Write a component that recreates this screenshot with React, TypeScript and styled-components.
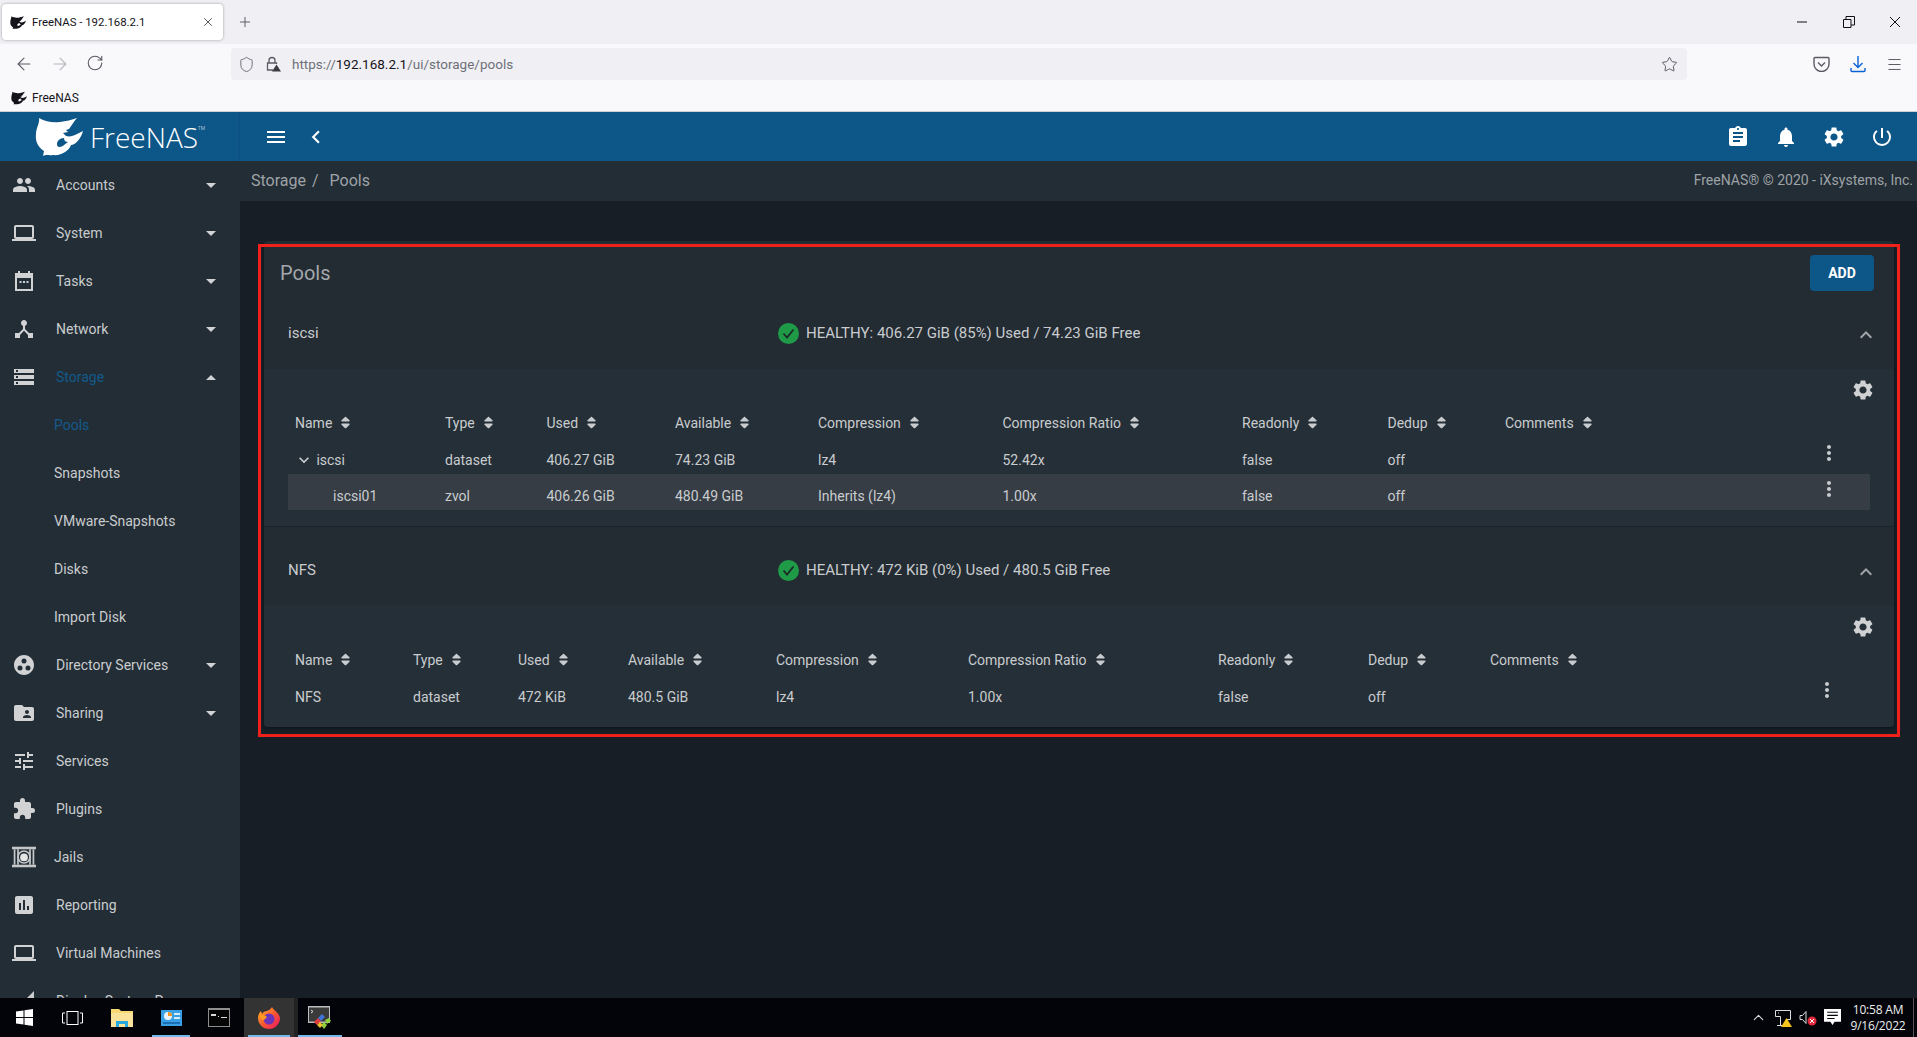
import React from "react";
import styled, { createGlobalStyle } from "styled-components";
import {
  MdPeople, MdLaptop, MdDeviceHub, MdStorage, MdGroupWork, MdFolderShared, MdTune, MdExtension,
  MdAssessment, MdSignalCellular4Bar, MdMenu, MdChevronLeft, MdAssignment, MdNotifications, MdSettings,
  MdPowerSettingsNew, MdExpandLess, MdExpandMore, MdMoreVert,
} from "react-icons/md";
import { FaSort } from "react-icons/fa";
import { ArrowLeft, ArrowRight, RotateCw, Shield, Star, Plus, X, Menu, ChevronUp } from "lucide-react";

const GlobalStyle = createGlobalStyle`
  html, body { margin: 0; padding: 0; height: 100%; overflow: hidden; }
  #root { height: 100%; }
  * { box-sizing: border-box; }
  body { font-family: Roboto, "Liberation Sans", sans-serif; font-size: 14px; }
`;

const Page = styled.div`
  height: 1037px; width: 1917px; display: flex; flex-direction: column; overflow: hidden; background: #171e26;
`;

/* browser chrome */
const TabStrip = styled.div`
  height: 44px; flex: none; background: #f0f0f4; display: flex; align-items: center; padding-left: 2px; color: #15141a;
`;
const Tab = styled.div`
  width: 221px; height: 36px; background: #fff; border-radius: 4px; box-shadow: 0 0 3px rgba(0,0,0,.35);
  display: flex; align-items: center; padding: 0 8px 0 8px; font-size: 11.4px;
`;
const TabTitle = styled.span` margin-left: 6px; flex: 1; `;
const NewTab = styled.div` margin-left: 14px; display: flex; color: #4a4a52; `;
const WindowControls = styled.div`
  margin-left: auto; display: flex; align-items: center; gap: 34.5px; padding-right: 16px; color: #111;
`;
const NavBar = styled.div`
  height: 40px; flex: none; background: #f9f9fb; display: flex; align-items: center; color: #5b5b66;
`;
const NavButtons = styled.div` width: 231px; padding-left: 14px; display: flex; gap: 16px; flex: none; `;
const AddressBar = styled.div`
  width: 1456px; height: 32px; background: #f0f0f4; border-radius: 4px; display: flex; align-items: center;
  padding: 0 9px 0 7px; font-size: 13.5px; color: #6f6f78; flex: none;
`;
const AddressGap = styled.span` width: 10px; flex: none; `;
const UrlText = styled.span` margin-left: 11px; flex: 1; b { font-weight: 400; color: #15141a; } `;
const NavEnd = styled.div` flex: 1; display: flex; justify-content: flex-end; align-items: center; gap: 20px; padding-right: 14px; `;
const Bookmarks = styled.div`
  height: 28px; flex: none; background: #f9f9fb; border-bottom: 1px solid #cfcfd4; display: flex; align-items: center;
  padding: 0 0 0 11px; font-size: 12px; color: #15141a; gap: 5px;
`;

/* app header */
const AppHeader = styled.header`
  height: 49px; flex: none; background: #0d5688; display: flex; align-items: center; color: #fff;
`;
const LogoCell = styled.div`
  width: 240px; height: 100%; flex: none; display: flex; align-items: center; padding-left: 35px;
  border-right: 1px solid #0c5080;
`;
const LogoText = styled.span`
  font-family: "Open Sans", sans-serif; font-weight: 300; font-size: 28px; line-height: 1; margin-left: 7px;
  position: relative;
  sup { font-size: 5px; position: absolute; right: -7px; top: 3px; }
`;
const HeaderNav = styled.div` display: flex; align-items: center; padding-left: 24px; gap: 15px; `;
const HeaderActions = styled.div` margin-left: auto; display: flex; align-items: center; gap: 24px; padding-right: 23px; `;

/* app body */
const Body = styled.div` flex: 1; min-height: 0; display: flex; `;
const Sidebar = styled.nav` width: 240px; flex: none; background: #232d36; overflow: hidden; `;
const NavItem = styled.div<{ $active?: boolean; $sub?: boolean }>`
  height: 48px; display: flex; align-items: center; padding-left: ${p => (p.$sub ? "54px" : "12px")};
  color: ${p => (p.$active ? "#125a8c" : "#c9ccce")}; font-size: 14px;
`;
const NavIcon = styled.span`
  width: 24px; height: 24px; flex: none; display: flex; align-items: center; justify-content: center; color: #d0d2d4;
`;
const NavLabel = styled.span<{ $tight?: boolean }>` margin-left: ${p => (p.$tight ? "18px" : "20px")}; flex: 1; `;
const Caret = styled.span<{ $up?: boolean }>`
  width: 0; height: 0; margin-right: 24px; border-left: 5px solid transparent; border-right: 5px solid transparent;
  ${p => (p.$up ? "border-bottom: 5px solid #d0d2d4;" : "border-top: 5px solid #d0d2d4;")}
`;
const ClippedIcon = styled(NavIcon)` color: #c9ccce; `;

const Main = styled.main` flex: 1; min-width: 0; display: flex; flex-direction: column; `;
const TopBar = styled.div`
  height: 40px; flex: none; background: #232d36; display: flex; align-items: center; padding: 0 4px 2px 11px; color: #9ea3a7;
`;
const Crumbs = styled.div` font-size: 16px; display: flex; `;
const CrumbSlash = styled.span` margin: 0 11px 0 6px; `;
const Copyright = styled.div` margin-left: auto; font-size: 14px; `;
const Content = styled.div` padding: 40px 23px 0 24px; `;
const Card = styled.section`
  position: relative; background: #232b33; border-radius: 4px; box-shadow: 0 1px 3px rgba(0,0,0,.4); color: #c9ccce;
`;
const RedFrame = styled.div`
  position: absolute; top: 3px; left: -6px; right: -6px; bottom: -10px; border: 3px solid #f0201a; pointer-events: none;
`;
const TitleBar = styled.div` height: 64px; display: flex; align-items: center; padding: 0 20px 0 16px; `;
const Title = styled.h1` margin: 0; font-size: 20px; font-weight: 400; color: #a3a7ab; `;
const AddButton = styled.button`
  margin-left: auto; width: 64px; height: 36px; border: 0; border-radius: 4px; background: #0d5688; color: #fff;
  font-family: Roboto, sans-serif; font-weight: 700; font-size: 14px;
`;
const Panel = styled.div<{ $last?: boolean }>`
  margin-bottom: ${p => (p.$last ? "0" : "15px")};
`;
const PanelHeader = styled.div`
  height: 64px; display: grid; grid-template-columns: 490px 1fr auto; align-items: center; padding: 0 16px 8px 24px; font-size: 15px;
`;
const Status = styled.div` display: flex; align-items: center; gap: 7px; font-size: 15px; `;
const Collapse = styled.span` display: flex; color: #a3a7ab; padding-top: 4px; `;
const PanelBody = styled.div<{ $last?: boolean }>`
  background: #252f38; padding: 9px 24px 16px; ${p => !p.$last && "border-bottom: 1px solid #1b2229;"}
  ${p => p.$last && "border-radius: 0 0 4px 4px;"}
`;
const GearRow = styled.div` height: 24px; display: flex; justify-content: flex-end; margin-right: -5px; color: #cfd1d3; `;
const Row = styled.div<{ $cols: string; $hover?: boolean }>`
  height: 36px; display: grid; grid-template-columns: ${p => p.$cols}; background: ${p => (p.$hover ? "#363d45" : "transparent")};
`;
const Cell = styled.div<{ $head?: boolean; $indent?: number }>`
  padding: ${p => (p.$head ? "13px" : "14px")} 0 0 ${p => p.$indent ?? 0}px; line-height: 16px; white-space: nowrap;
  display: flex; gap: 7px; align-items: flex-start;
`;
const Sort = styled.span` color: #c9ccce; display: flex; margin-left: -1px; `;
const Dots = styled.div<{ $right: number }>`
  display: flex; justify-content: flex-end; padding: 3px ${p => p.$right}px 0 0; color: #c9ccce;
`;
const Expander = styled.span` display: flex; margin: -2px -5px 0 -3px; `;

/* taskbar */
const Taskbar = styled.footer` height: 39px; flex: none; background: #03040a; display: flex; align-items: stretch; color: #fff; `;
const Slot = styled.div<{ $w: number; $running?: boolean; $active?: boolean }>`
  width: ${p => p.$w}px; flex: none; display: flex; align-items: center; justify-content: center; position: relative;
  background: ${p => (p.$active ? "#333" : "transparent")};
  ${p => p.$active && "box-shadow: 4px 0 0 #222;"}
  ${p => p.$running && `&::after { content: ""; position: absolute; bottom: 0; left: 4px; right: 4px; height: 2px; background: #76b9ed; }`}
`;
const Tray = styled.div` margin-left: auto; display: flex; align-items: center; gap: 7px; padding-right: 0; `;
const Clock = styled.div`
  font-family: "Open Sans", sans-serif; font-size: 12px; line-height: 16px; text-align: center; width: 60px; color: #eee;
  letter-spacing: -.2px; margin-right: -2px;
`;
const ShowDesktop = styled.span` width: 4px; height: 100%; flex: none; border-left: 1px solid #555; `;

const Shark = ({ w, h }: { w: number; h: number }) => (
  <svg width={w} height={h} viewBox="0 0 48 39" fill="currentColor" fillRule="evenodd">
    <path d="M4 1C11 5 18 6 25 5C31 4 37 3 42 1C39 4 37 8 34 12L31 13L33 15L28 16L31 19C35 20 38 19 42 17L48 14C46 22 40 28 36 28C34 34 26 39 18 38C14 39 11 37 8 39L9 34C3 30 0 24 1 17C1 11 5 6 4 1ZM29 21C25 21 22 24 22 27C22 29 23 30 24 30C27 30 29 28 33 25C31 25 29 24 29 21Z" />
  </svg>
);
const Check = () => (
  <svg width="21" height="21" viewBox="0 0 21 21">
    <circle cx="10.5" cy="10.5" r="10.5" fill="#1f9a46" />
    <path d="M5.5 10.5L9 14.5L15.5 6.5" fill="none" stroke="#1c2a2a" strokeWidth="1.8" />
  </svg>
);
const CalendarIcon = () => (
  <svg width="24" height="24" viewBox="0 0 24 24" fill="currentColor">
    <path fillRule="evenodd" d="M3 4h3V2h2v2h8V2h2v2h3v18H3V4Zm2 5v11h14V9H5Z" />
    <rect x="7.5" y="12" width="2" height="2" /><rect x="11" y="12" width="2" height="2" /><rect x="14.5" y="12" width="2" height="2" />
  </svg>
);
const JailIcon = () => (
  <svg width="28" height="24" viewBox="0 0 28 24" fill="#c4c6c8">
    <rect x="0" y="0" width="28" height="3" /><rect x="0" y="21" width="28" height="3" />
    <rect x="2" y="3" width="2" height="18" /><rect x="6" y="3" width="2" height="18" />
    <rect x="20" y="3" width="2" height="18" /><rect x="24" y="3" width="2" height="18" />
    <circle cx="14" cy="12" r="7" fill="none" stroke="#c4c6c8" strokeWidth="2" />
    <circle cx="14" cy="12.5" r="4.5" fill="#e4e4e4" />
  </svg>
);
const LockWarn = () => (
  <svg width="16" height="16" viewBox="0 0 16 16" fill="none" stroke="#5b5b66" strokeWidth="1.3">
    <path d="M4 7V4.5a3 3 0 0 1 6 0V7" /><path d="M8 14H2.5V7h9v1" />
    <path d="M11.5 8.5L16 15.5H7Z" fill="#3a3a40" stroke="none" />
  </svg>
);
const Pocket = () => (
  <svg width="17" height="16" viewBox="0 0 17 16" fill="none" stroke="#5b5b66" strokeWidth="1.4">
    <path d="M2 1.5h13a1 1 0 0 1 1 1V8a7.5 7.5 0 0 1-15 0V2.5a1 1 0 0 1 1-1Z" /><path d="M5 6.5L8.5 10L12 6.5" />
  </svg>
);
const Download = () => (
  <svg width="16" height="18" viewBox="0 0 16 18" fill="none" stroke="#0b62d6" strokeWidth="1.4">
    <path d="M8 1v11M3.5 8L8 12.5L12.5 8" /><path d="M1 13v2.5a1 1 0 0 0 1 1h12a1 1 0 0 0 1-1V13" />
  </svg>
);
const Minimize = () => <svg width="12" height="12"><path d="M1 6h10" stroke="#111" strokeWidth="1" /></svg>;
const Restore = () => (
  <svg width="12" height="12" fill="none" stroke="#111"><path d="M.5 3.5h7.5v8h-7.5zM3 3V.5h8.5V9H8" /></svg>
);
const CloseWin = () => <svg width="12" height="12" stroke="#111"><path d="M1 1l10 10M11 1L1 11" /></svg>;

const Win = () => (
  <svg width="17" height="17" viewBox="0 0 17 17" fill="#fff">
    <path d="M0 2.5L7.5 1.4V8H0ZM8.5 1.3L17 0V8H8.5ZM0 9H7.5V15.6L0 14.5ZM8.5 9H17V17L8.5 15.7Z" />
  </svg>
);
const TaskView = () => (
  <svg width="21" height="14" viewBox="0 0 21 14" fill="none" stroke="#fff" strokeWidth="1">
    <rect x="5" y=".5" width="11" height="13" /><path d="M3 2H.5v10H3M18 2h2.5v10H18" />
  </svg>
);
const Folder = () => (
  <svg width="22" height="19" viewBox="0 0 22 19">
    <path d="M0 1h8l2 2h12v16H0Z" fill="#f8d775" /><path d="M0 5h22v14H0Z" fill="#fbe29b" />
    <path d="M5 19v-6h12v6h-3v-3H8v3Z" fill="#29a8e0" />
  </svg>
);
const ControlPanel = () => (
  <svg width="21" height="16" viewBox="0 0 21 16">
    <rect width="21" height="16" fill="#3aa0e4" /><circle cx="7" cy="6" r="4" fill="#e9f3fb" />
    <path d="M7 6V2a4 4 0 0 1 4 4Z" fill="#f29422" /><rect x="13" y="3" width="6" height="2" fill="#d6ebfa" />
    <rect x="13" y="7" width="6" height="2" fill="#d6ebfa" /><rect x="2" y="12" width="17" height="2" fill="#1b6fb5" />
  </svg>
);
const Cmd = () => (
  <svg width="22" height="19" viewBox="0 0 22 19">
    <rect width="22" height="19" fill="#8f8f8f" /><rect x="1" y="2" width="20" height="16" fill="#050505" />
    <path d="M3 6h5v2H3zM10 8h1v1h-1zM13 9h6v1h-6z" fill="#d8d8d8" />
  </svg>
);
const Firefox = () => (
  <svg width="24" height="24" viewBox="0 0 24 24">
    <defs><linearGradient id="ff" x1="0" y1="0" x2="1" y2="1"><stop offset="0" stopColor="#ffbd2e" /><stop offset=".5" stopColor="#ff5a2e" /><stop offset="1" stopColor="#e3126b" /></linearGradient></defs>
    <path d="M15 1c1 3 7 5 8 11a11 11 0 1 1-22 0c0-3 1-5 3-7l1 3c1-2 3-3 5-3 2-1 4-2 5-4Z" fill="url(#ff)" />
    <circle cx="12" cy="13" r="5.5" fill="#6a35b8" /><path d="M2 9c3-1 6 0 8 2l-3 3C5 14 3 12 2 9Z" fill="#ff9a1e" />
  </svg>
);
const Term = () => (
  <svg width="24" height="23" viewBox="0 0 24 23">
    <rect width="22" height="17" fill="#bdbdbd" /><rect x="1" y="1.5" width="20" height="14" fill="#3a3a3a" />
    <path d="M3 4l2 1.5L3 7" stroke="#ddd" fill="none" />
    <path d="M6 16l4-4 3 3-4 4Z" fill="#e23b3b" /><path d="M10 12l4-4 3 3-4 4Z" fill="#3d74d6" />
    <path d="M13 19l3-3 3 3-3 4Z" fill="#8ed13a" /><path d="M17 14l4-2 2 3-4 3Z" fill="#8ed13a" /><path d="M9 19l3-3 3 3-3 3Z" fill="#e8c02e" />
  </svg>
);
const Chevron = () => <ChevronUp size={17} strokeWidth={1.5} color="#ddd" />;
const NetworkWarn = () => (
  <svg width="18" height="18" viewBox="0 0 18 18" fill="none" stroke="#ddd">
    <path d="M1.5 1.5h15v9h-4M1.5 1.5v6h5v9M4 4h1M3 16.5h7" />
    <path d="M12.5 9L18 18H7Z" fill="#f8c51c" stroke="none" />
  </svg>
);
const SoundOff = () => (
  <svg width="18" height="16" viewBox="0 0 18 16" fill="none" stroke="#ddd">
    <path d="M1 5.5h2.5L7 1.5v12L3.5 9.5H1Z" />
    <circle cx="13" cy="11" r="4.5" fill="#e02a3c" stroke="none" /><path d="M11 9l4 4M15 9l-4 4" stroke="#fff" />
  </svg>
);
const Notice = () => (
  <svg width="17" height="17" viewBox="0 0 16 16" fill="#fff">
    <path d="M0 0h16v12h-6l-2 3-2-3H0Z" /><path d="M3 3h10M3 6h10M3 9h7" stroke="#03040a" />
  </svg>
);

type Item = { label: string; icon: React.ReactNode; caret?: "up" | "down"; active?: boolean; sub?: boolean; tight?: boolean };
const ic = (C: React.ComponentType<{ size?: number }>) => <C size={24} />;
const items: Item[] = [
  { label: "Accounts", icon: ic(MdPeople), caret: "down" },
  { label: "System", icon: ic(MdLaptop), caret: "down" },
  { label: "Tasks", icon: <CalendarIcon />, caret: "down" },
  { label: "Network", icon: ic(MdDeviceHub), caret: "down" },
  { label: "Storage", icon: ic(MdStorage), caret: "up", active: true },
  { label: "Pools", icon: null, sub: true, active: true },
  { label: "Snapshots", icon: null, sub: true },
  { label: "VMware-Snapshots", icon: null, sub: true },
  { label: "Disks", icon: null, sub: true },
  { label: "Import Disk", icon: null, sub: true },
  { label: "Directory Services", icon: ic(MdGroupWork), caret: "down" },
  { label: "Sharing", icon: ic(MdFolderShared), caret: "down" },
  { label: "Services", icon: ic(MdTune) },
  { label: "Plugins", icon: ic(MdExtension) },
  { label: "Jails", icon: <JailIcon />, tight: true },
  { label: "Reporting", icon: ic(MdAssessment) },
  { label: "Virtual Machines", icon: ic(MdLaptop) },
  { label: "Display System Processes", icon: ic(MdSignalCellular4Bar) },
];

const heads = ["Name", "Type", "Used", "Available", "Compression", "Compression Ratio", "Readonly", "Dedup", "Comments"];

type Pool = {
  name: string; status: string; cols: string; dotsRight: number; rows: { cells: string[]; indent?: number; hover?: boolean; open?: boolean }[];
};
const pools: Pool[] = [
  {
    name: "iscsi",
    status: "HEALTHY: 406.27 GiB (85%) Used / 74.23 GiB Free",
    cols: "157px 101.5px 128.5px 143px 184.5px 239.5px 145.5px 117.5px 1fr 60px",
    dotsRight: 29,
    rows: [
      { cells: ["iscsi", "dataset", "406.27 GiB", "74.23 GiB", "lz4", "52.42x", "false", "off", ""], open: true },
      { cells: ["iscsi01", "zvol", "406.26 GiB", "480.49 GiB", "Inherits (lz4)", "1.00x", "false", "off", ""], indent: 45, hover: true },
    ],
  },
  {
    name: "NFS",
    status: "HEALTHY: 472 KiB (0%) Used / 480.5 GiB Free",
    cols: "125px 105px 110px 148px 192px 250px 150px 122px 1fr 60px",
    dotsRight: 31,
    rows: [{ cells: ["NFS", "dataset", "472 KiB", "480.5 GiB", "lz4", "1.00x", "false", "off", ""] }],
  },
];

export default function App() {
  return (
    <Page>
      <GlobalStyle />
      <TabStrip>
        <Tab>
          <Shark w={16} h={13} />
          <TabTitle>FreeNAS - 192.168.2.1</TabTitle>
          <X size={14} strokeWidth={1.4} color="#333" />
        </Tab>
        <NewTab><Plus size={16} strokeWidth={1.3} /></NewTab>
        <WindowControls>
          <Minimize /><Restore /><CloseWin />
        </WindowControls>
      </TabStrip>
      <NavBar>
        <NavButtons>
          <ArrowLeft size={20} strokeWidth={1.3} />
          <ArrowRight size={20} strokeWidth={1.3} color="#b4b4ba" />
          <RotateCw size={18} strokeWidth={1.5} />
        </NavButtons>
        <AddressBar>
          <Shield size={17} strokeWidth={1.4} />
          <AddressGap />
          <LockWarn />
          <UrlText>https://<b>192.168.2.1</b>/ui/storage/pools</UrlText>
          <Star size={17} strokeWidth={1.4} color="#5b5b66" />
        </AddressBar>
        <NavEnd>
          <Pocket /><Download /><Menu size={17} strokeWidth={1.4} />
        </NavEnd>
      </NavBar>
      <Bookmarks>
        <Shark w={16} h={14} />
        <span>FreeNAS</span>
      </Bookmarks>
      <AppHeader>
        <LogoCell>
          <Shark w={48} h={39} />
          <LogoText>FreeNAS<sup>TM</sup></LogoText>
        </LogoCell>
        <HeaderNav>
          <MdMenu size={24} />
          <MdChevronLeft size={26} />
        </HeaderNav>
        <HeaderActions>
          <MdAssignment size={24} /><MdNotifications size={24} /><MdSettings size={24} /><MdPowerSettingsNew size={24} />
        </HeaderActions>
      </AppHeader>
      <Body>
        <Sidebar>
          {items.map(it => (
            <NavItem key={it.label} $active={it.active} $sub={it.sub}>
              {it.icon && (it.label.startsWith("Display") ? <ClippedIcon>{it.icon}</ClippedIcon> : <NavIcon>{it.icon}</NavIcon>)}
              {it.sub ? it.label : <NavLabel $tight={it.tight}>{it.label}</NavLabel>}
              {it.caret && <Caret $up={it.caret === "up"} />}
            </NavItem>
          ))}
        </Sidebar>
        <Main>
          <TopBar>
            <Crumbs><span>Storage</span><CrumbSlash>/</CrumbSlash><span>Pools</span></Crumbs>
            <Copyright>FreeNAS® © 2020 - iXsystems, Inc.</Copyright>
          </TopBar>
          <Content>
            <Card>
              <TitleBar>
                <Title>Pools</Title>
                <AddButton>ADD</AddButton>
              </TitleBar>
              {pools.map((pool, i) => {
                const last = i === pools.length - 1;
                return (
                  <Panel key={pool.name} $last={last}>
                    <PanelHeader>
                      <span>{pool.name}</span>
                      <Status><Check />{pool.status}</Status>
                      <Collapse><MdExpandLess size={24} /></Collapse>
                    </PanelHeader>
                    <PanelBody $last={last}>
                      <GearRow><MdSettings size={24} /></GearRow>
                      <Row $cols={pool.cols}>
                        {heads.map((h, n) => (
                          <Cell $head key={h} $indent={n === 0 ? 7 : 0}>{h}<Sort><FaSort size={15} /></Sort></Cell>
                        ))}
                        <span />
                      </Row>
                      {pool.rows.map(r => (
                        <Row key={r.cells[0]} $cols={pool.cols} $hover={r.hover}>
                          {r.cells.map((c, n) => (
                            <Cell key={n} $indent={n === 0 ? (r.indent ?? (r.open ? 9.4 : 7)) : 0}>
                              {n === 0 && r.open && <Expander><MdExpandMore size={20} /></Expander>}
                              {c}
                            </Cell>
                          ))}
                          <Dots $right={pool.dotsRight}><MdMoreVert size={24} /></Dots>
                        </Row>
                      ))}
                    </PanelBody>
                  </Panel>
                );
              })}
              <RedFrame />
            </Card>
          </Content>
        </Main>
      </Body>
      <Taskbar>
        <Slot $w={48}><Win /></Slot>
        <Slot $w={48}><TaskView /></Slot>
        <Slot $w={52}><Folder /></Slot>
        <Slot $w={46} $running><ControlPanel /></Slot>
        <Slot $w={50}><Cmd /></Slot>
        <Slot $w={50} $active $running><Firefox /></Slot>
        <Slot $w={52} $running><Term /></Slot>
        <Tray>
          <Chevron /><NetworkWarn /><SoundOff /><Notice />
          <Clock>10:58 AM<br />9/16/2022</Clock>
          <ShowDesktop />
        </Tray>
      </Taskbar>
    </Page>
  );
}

+-------+

* _TASK TO CARRY OUT_: Return, unchanged, the lines from the first line of the material through the line that holds "X, Menu, ChevronUp", inclusive, omitting pictures.

* _ANSWER TO THE TASK_:
Write a component that recreates this screenshot with React, TypeScript and styled-components.
import React from "react";
import styled, { createGlobalStyle } from "styled-components";
import {
  MdPeople, MdLaptop, MdDeviceHub, MdStorage, MdGroupWork, MdFolderShared, MdTune, MdExtension,
  MdAssessment, MdSignalCellular4Bar, MdMenu, MdChevronLeft, MdAssignment, MdNotifications, MdSettings,
  MdPowerSettingsNew, MdExpandLess, MdExpandMore, MdMoreVert,
} from "react-icons/md";
import { FaSort } from "react-icons/fa";
import { ArrowLeft, ArrowRight, RotateCw, Shield, Star, Plus, X, Menu, ChevronUp } from "lucide-react";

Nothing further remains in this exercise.